▼
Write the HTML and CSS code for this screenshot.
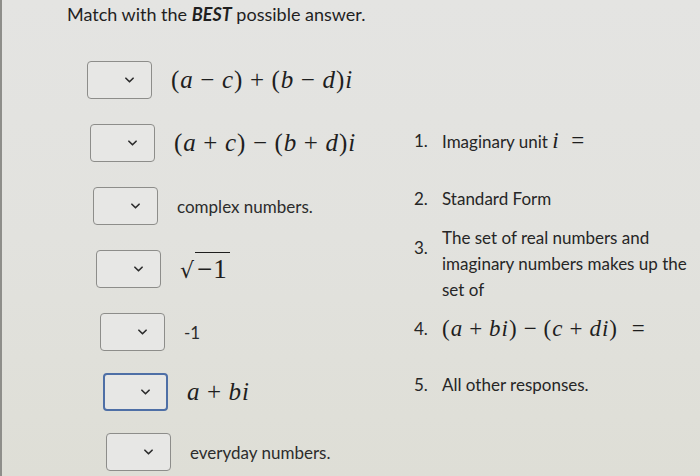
FILE: index.html
```html
<!DOCTYPE html>
<html>
<head>
<meta charset="utf-8">
<link rel="stylesheet" href="styles.css">
</head>
<body>
<div class="page">
  <h1 class="title">Match with the <b><i>BEST</i></b> possible answer.</h1>
  <div class="main">
    <div class="left">
      <div class="row r1">
        <div class="sel"><svg class="chev" viewBox="0 0 10 6"><polyline points="1,1 5,5 9,1"/></svg></div>
        <span class="math">(<i>a</i><span class="op">−</span><i>c</i>)<span class="op">+</span>(<i>b</i><span class="op">−</span><i>d</i>)<i>i</i></span>
      </div>
      <div class="row r2">
        <div class="sel"><svg class="chev" viewBox="0 0 10 6"><polyline points="1,1 5,5 9,1"/></svg></div>
        <span class="math">(<i>a</i><span class="op">+</span><i>c</i>)<span class="op">−</span>(<i>b</i><span class="op">+</span><i>d</i>)<i>i</i></span>
      </div>
      <div class="row r3">
        <div class="sel"><svg class="chev" viewBox="0 0 10 6"><polyline points="1,1 5,5 9,1"/></svg></div>
        <span class="txt">complex numbers.</span>
      </div>
      <div class="row r4">
        <div class="sel"><svg class="chev" viewBox="0 0 10 6"><polyline points="1,1 5,5 9,1"/></svg></div>
        <span class="math"><span class="rad">√</span><span class="radicand">−1</span></span>
      </div>
      <div class="row r5">
        <div class="sel"><svg class="chev" viewBox="0 0 10 6"><polyline points="1,1 5,5 9,1"/></svg></div>
        <span class="txt">-1</span>
      </div>
      <div class="row r6">
        <div class="sel focus"><svg class="chev" viewBox="0 0 10 6"><polyline points="1,1 5,5 9,1"/></svg></div>
        <span class="math"><i>a</i><span class="op">+</span><i>bi</i></span>
      </div>
      <div class="row r7">
        <div class="sel"><svg class="chev" viewBox="0 0 10 6"><polyline points="1,1 5,5 9,1"/></svg></div>
        <span class="txt">everyday numbers.</span>
      </div>
    </div>
    <ol class="right">
      <li class="item i1"><span class="num">1.</span><span class="desc">Imaginary unit <span class="math sm"><i>i</i><span class="op">=</span></span></span></li>
      <li class="item i2"><span class="num">2.</span><span class="desc">Standard Form</span></li>
      <li class="item i3"><span class="num">3.</span><span class="desc wrap">The set of real numbers and imaginary numbers makes up the set of</span></li>
      <li class="item i4"><span class="num">4.</span><span class="desc"><span class="math sm">(<i>a</i><span class="op">+</span><i>bi</i>)<span class="op">−</span>(<i>c</i><span class="op">+</span><i>di</i>)<span class="op eq">=</span></span></span></li>
      <li class="item i5"><span class="num">5.</span><span class="desc">All other responses.</span></li>
    </ol>
  </div>
</div>
</body>
</html>
```
FILE: styles.css
```css
html, body {
  margin: 0;
  padding: 0;
}
body {
  width: 700px;
  height: 476px;
  overflow: hidden;
  background: linear-gradient(180deg, #e4e4e2 0%, #e2e2de 50%, #deded6 100%);
  font-family: Lato, "Open Sans", sans-serif;
  color: #262626;
}
.page {
  height: 476px;
  box-sizing: border-box;
  border-left: 2px solid #8e8e8a;
}
.title {
  margin: 0;
  padding: 3px 0 0 65px;
  font-size: 18px;
  font-weight: 400;
  line-height: 22px;
  color: #1f1f1f;
}
.title b {
  font-weight: 700;
}
.main {
  display: flex;
  margin-top: 36px;
}
.left {
  width: 412px;
  flex: none;
  display: flex;
  flex-direction: column;
  gap: 25px;
  padding-left: 85px;
  box-sizing: border-box;
}
.row {
  display: flex;
  align-items: center;
  gap: 19px;
  height: 38px;
}
.r2 { margin-left: 3px; }
.r3 { margin-left: 6px; }
.r4 { margin-left: 9px; }
.r5 { margin-left: 13px; }
.r6 { margin-left: 16px; margin-top: -3px; }
.r7 { margin-left: 19px; margin-top: -3px; }
.sel {
  width: 65px;
  height: 38px;
  box-sizing: border-box;
  border: 1px solid #8d8d8a;
  border-radius: 4px;
  background: #e7e7e5;
  display: flex;
  align-items: center;
  justify-content: flex-end;
  padding-right: 17px;
  flex: none;
}
.sel.focus {
  border: 2px solid #4e6fa6;
  padding-right: 16px;
}
.chev {
  width: 9px;
  height: 6px;
  fill: none;
  stroke: #2b2b2b;
  stroke-width: 1.8;
  stroke-linecap: round;
  stroke-linejoin: round;
}
.txt {
  font-size: 17px;
  color: #2c2c2c;
}
.math {
  font-family: "Liberation Serif", "Times New Roman", serif;
  font-size: 25px;
  letter-spacing: 1px;
  color: #1e1e1e;
  white-space: nowrap;
}
.math i {
  font-style: italic;
}
.op {
  margin: 0 0.26em;
}
.rad {
  font-family: "DejaVu Serif", serif;
  font-size: 22px;
}
.radicand {
  border-top: 1.5px solid #1e1e1e;
  padding: 1px 2px 0 2px;
  font-size: 27px;
}
.right {
  list-style: none;
  margin: 0;
  padding: 67px 0 0 0;
  display: flex;
  flex-direction: column;
  font-size: 17px;
  color: #262626;
}
.item {
  display: flex;
  line-height: 26px;
}
.num {
  width: 28px;
  flex: none;
}
.i2 { margin-top: 31px; }
.i3 { margin-top: 13px; }
.i3 .num { margin-top: 10px; }
.i4 { margin-top: 9px; line-height: 34px; }
.i5 { margin-top: 25px; }
.wrap {
  width: 252px;
}
.math.sm {
  font-size: 23px;
}
.eq {
  margin-left: 0.6em;
}
.i1 .math .op {
  margin-left: 0.5em;
}
```
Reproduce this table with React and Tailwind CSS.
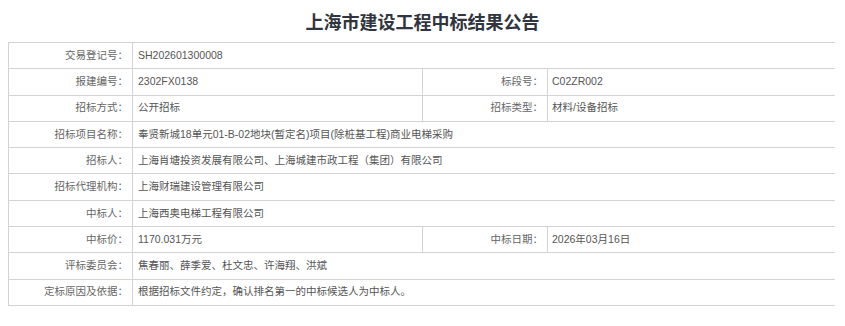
import React from 'react';

const rows = [
  [['交易登记号', 'SH202601300008']],
  [['报建编号', '2302FX0138'], ['标段号', 'C02ZR002']],
  [['招标方式', '公开招标'], ['招标类型', '材料/设备招标']],
  [['招标项目名称', '奉贤新城18单元01-B-02地块(暂定名)项目(除桩基工程)商业电梯采购']],
  [['招标人', '上海肖塘投资发展有限公司、上海城建市政工程（集团）有限公司']],
  [['招标代理机构', '上海财瑞建设管理有限公司']],
  [['中标人', '上海西奥电梯工程有限公司']],
  [['中标价', '1170.031万元'], ['中标日期', '2026年03月16日']],
  [['评标委员会', '焦春丽、薛季爱、杜文忠、许海翔、洪斌']],
  [['定标原因及依据', '根据招标文件约定，确认排名第一的中标候选人为中标人。']],
];

const Label = ({ text, wide }) => (
  <div className={`${wide ? 'w-[125px]' : 'w-[124px]'} shrink-0 h-full flex items-center justify-end pr-[4px] border-r border-[#d3d3d3] text-[#666]`}>
    {text}：
  </div>
);

export default function App() {
  return (
    <div className="bg-white w-[845px] h-[326px] font-['Liberation_Sans','Noto_Sans_CJK_SC',sans-serif]">
      {/* Title */}
      <div className="h-[42px] flex items-center justify-center">
        <h1 className="text-[18px] font-bold text-[#303540] font-['Noto_Sans_CJK_SC',sans-serif] leading-none">
          上海市建设工程中标结果公告
        </h1>
      </div>

      {/* Table */}
      <div className="ml-[8px] w-[827px] border-t border-l border-[#d3d3d3] text-[10.5px]">
        {rows.map((row, i) => (
          <div key={i} className="h-[26.3px] flex border-b border-[#d3d3d3]">
            <Label text={row[0][0]} />
            {row.length === 1 ? (
              <div className="flex-1 flex items-center pl-[5px] text-[#555]">{row[0][1]}</div>
            ) : (
              <>
                <div className="w-[290px] shrink-0 flex items-center pl-[5px] border-r border-[#d3d3d3] text-[#555]">{row[0][1]}</div>
                <Label text={row[1][0]} wide />
                <div className="flex-1 flex items-center pl-[4px] text-[#555]">{row[1][1]}</div>
              </>
            )}
          </div>
        ))}
      </div>
    </div>
  );
}
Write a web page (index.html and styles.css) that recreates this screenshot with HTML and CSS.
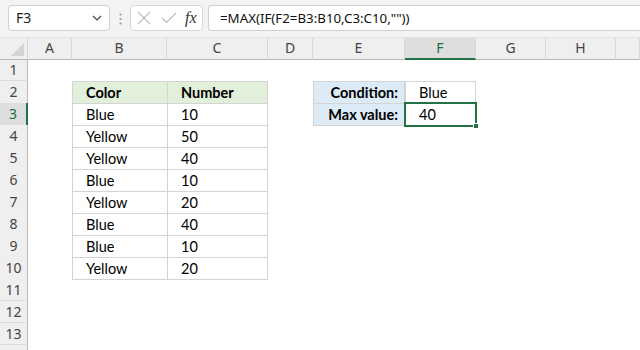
FILE: index.html
```html
<!DOCTYPE html>
<html>
<head>
<meta charset="utf-8">
<link rel="stylesheet" href="styles.css">
</head>
<body>
<div class="app">
  <div class="toolbar">
    <div class="namebox">
      <span class="name">F3</span>
      <svg class="chev" width="10" height="6" viewBox="0 0 10 6"><path d="M1 1 L5 5 L9 1" fill="none" stroke="#444" stroke-width="1.2"/></svg>
    </div>
    <svg class="dots" width="3" height="12" viewBox="0 0 3 12"><circle cx="1.5" cy="1.5" r="1.1" fill="#999"/><circle cx="1.5" cy="6" r="1.1" fill="#999"/><circle cx="1.5" cy="10.5" r="1.1" fill="#999"/></svg>
    <div class="fnbtns">
      <svg width="14" height="14" viewBox="0 0 14 14"><path d="M1 1 L13 13 M13 1 L1 13" stroke="#bdbdbd" stroke-width="1.2" fill="none"/></svg>
      <svg width="16" height="12" viewBox="0 0 16 12"><path d="M1 6 L5.5 10.5 L15 1" stroke="#bdbdbd" stroke-width="1.2" fill="none"/></svg>
      <span class="fx">fx</span>
    </div>
    <div class="formula">=MAX(IF(F2=B3:B10,C3:C10,""))</div>
  </div>

  <div class="sheet">
    <div class="row hdr">
      <div class="corner"><span class="tri"></span></div>
      <div class="ch">A</div><div class="ch">B</div><div class="ch">C</div><div class="ch">D</div>
      <div class="ch">E</div><div class="ch sel">F</div><div class="ch">G</div><div class="ch">H</div><div class="ch"></div>
    </div>

    <div class="row">
      <div class="rh">1</div><div></div><div></div><div></div><div></div><div></div><div></div><div></div><div></div><div></div>
    </div>
    <div class="row">
      <div class="rh">2</div><div></div>
      <div class="c t g b">Color</div><div class="c t g b r">Number</div>
      <div></div>
      <div class="c t l b lab r">Condition:</div><div class="c t r">Blue</div>
      <div></div><div></div><div></div>
    </div>
    <div class="row">
      <div class="rh selr">3</div><div></div>
      <div class="c t">Blue</div><div class="c t r">10</div>
      <div></div>
      <div class="c t l b lab r bt">Max value:</div><div class="c t r bt active">40<span class="selbox"><span class="handle"></span></span></div>
      <div></div><div></div><div></div>
    </div>
    <div class="row">
      <div class="rh">4</div><div></div>
      <div class="c t">Yellow</div><div class="c t r">50</div>
      <div></div><div></div><div></div><div></div><div></div><div></div>
    </div>
    <div class="row">
      <div class="rh">5</div><div></div>
      <div class="c t">Yellow</div><div class="c t r">40</div>
      <div></div><div></div><div></div><div></div><div></div><div></div>
    </div>
    <div class="row">
      <div class="rh">6</div><div></div>
      <div class="c t">Blue</div><div class="c t r">10</div>
      <div></div><div></div><div></div><div></div><div></div><div></div>
    </div>
    <div class="row">
      <div class="rh">7</div><div></div>
      <div class="c t">Yellow</div><div class="c t r">20</div>
      <div></div><div></div><div></div><div></div><div></div><div></div>
    </div>
    <div class="row">
      <div class="rh">8</div><div></div>
      <div class="c t">Blue</div><div class="c t r">40</div>
      <div></div><div></div><div></div><div></div><div></div><div></div>
    </div>
    <div class="row">
      <div class="rh">9</div><div></div>
      <div class="c t">Blue</div><div class="c t r">10</div>
      <div></div><div></div><div></div><div></div><div></div><div></div>
    </div>
    <div class="row">
      <div class="rh">10</div><div></div>
      <div class="c t bt">Yellow</div><div class="c t r bt">20</div>
      <div></div><div></div><div></div><div></div><div></div><div></div>
    </div>
    <div class="row">
      <div class="rh">11</div><div></div><div></div><div></div><div></div><div></div><div></div><div></div><div></div><div></div>
    </div>
    <div class="row">
      <div class="rh">12</div><div></div><div></div><div></div><div></div><div></div><div></div><div></div><div></div><div></div>
    </div>
    <div class="row">
      <div class="rh">13</div><div></div><div></div><div></div><div></div><div></div><div></div><div></div><div></div><div></div>
    </div>
    <div class="row">
      <div class="rh"></div><div></div><div></div><div></div><div></div><div></div><div></div><div></div><div></div><div></div>
    </div>
  </div>
</div>
</body>
</html>
```

FILE: styles.css
```css
* { box-sizing: border-box; }
html, body { margin: 0; padding: 0; background: #fff; }
body { width: 640px; height: 350px; overflow: hidden; }

.app { width: 640px; height: 350px; overflow: hidden; font-family: "Noto Sans", "Open Sans", sans-serif; }

.toolbar {
  height: 37px;
  background: #f3f3f3;
  display: flex;
  align-items: flex-start;
  padding: 5px 0 0 8px;
}
.namebox {
  width: 102px;
  height: 26px;
  background: #fff;
  border: 1px solid #d0d0d0;
  border-radius: 4px;
  display: flex;
  align-items: center;
  justify-content: space-between;
  padding: 0 7px 0 7px;
  font-size: 14px;
  color: #222;
}
.namebox .name { line-height: 1; }
.dots { margin: 8px 8px 0 9px; }
.fnbtns {
  width: 73px;
  height: 26px;
  background: #fff;
  border: 1px solid #d8d8d8;
  border-radius: 4px;
  display: flex;
  align-items: center;
  gap: 10px;
  padding: 0 0 0 6px;
}
.fx {
  font-family: "Liberation Serif", "DejaVu Serif", serif;
  font-style: italic;
  font-size: 16px;
  color: #333;
  margin-left: -2px;
}
.formula {
  flex: 1;
  margin-left: 5px;
  height: 26px;
  background: #fff;
  border: 1px solid #d0d0d0;
  border-right: none;
  border-radius: 4px 0 0 4px;
  padding: 0 0 0 11px;
  font-size: 13.3px;
  line-height: 24px;
  color: #111;
  white-space: nowrap;
}

.sheet { display: flex; flex-direction: column; }
.row {
  display: grid;
  grid-template-columns: 28px 44px 95px 101px 45px 92px 71px 70px 70px 1fr;
  height: 22px;
}
.row.hdr { background: #efefef; border-top: 1px solid #e3e3e3; }

.corner { border-right: 1px solid #d6d6d6; border-bottom: 1px solid #b8b8b8; position: relative; }
.tri {
  position: absolute; right: 3px; bottom: 3px;
  width: 0; height: 0;
  border-left: 13px solid transparent;
  border-bottom: 13px solid #d4d4d4;
}
.ch {
  border-right: 1px solid #d8d8d8;
  border-bottom: 1px solid #b8b8b8;
  text-align: center;
  font-size: 14px;
  line-height: 20px;
  color: #444;
}
.ch.sel { background: #dedede; border-bottom: 2px solid #217346; color: #1e6b41; }

.rh {
  background: #efefef;
  border-right: 1px solid #b8b8b8;
  border-bottom: 1px solid #dcdcdc;
  text-align: center;
  font-size: 14px;
  line-height: 21px;
  color: #444;
}
.rh.selr { background: #dedede; border-right: 2px solid #217346; color: #1e6b41; }

.c {
  font-family: Lato, "Liberation Sans", sans-serif;
  font-size: 14.5px;
  line-height: 22px;
  color: #000;
  padding-left: 13px;
  white-space: nowrap;
}
.t { border-top: 1px solid #d4d4d4; border-left: 1px solid #d4d4d4; }
.r { border-right: 1px solid #d4d4d4; }
.bt { border-bottom: 1px solid #d4d4d4; line-height: 21px; }
.g { background: #e2efda; }
.l { background: #ddebf7; }
.b { font-weight: 700; }
.lab { text-align: right; padding-left: 0; padding-right: 6px; }

.active { position: relative; }
.selbox {
  position: absolute;
  left: -2px; top: -2px; right: -2px; bottom: -2px;
  border: 2px solid #217346;
}
.handle {
  position: absolute;
  right: -4px; bottom: -4px;
  width: 6px; height: 6px;
  background: #217346;
  border: 1px solid #fff;
}
```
▲
Above this task is a listing with pictures in it. Retype only the lines from the one containing "Reproduce this table" through the one containing "import React from 'react';", both included, and not the pictures.

Reproduce this table with React and Tailwind CSS.
import React from 'react';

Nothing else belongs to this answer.